Project Title: Federal Governance in Ethiopia: Strengthening Peace, Democracy and Good Governance
November 2014 – April 2016
Funder: German Federal Foreign Office
Strengthening Leadership Capacity of Key Federal Governance Institutions
Three leading federal governance institutions in the GOE – the House of Federation, Ministry of Federal Affairs, and Ministry of Urban Development – undertook a needs assessment to identify priority leadership competencies affecting their institutions’ capacity to fulfill their mandates and plans. Senior internal staff were then selected for classroom and on-site training to help them coach their colleagues in (a) identifying federal governance goals relevant to their departments and (b) identifying and implementing a leadership plan (individual and group) to contribute toward their FG goals and thereby strengthening federal governance. Activities implemented in 2015-16 included:
Strengthening capacity of national partners to develop, maintain and broaden federalism-leadership development
This program is a continuation of our TOT work undertaken in Phase 2, which created massive demand from federal and regional institutions for more such collaboration with FOF, with some modification to include post-training event coaching skills for the new trainers. Activities implemented in 2015-16 included:
Strengthening Constitutional Interpretation and Adjudication at Federal and Regional Levels
Again, this continued some exciting work initiated in Phase 2 but on a relatively minor scale due to funding limits. During Phase 2 our activities had helped build a better understanding and consensus on what the weaknesses and needs for strengthening constitutional interpretation and adjudication are in Ethiopia, and the Forum played a central role in revising the law guiding the CI practices.

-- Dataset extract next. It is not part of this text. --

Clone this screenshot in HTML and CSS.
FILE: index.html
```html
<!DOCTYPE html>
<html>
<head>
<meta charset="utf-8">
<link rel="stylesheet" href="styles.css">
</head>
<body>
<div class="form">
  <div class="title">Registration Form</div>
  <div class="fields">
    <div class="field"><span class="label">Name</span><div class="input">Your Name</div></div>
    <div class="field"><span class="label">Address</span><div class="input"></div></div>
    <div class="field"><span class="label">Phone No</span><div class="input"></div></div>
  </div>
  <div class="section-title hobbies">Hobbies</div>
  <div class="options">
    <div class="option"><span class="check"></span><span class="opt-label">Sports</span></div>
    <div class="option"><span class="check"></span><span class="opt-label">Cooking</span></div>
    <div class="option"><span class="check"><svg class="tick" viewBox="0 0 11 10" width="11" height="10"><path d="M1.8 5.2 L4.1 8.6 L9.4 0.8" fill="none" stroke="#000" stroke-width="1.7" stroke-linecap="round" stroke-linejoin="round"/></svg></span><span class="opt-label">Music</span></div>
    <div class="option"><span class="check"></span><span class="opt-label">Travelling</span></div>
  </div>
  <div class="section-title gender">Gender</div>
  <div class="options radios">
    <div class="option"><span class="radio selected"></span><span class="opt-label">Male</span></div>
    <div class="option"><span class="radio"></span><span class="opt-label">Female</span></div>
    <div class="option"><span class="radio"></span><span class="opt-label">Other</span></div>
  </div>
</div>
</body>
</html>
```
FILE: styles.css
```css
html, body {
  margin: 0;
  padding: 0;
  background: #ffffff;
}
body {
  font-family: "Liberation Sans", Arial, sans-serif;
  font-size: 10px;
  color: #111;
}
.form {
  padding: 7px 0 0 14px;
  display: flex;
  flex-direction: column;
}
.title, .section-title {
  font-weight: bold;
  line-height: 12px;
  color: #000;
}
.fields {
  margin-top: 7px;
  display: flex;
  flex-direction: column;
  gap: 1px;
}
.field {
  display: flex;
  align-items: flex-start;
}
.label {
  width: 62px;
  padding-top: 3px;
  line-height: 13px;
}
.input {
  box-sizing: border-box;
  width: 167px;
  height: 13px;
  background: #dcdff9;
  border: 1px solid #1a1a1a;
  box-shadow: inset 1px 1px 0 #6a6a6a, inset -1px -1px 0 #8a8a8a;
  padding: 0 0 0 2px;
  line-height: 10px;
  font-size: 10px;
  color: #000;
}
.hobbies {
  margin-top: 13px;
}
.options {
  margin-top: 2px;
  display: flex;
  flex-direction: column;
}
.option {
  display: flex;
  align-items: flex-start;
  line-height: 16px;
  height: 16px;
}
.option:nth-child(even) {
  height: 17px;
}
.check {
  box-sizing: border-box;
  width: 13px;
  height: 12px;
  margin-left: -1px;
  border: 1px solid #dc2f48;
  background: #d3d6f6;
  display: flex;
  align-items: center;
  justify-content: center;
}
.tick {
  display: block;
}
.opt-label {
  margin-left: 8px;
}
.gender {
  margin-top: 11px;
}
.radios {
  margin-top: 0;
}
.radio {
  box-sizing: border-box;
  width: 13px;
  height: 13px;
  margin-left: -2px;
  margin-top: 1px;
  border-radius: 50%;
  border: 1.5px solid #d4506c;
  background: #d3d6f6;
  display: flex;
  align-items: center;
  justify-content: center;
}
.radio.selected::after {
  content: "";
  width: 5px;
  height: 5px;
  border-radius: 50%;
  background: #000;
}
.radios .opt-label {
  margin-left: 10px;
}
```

The planned outcomes were:
- Strengthen the system of intergovernmental relations (IGR).
- Conduct and build capacity for inclusive public dialogue on federal governance.
- Strengthen leadership capacity in strategic institutions whose performance has major influences on democratic federal governance, peace and security.
- Strengthen capacity of national partners to develop, maintain and broaden federalism-leadership development.
- Strengthen constitutional interpretation and adjudication at federal and regional levels.
The Forum ran two-year program (April 2012 – March 2014) on “Leading Federal Development in Ethiopia” funded by the German Foreign Ministry. This is an extension of a previous Forum three year program in Ethiopia.
The phase 2 program made a significant contribution to the deepening of federalism in Ethiopia and thereby to democratic development and sustainable peace by strengthening the capacity of individual leaders as well as their institutions in promoting open dialogue, more effective and inclusive policy making, addressing leadership and capacity gaps and enhancing constitutional development.
Toward this aim, the project delivered the following two outcomes:
1. Institutionalized Sustainable Capacity for Leadership Committed to Democratic Federalism
The outcome created a large group of influential individuals and organizations (governmental and non-state actors) throughout the country that have the capacity to deliver their own federalism-leadership training and dialogue. These leaders then reached thousands of others to deeply impact the political discourse and policy processes which produced more effective, long-term stability and stronger democratic development.
2. Strengthened Constitutional Adjudication
The outcome was structural. Procedural reforms and human resource development at federal and regional levels implemented constitutional interpretation in a manner envisioned in the constitution and improved public faith in democratic development and supremacy of the constitution which contributed for sustainable peace and stability in the country.